Arnold-Freymuth-Gesellschaft verleiht Preise an Gerhart Baum und Bernd Wagner
HAMM – Nachhaltig legt die Arnold-Freymuth-Gesellschaft den Finger in die Wunden, die Rechtsradikale in die deutsche Demokratie zu reißen versuchen – und das seit nunmehr 20 Jahren.
Zum zehnten Mal wurde der Preis der Gesellschaft am Sonntag im Gustav-Lübcke-Museum verliehen: an Gerhart Baum und Bernd Wagner, die sich „um den deutschen Rechtsstaat verdient gemacht haben“, sagte Franz-Josef Düwell, Präsident der Freymuth-Gesellschaft.
Düwell erinnerte – wie auch viele der folgenden prominenten Redner – zu Beginn an die rechtsradikalen Ausschreitungen in Solingen, Mölln, Rostock-Lichtenhagen und Hoyerswerda: Als Reaktion auf diese „Feuerteufel-Strategie“ sei die Arnold-Freymuth-Gesellschaft gegründet worden.
Die zunehmende „Unverfrorenheit“, mit der Neonazis auftreten, nutzte Oberbürgermeister Thomas Hunsteger-Petermann für ein eindeutiges Bekenntnis: „Es darf nicht einen Zentimeter Platz für dieses braune Gesindel in unserer Stadt geben.“ Die Jury-Entscheidungen begründeten OLG-Präsident Johannes Keders für Gerhart Baum und Eberhard Weber für Bernd Wagner, beide nutzten die Gelegenheit, die Lebensläufer beider Preisträger speziell mit Blick auf ihre Verdienste um die Demokratie vorzustellen. Es folgte die Übergabe der Preise in Form eines mit jeweils 2 500 Euro dotierten Schecks sowie eines Kunstwerks (WA berichtete) von Heide Drever an Baum und Grazyna Maniecka-Gawel an Wagner.
In der Laudatio für Gerhart Baum lobte er ehemalige EU-Kommissar Günter Verheugen seinen Freund als „großen, alten Mann des Liberalismus“. Liberale Geisteshaltung sei in einer Demokratie wie dieser verbunden mit einer entschiedenen und couragierten Einstellung. Baum sei „ein Freisinniger“, bei dem die Freiheit an der Spitze der Wertehierarchie stehe. Freiheit verstehe er als gesellschaftlichen Auftrag.
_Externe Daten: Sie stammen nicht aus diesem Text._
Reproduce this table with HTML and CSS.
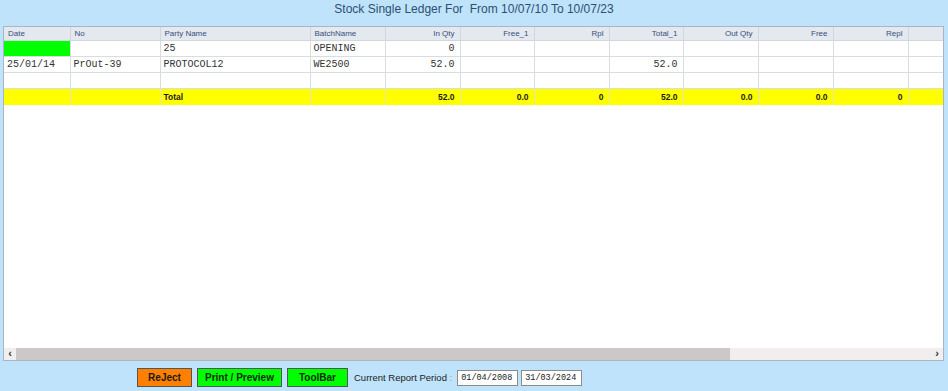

Dabei gelte es, Gefahren, die die Freiheit bedrohen, zu erkennen und zu bekämpfen. „Absolute Sicherheit gibt es nicht, sie wäre der Tod der Freiheit“, so Verheugen, der ausführlich auch das internationale Engagement Baums für die Menschenrechte würdigte.
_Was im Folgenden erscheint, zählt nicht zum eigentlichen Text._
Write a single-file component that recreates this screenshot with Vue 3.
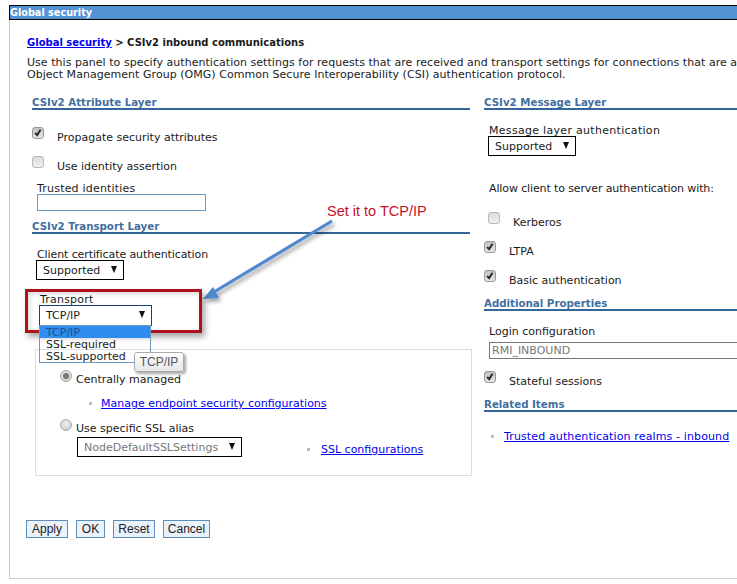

Mit seinem Gruß an „die liebe, alte FDP“, sorgte der Stern-Reporter Ulrich Hauser für Schmunzeln zu Beginn seiner Laudatio für Bernd Wagner. Beide gehören zu den Mitbegründern der Organisation „Exit“, die es Rechtsradikalen ermöglicht, zurück in ein demokratisches Leben zu finden. Hauser würdigte Wagners beispielhaftes Engagement – selbst gegen Widerstände von Vorgesetzten – gegen den Terror von Rechts: Mit kaum zu glaubender Konsequenz gehe er zu den Menschen hin, setze ich Gefahren aus, um vor allem Jugendliche von ihrem Weg abzubringen. „Exit“ sei ein beispielhaftes Projekt, durch das Wagner mittlerweile rund 500 Personen aus dieser Szene geholfen habe. „Er hat tickende Zeitbomben entschärft“, so Hauser, der sich um so erstaunter zeigte, dass das Projekt immer wieder an mangelnder finanzieller Unterstützung zu scheitern droht.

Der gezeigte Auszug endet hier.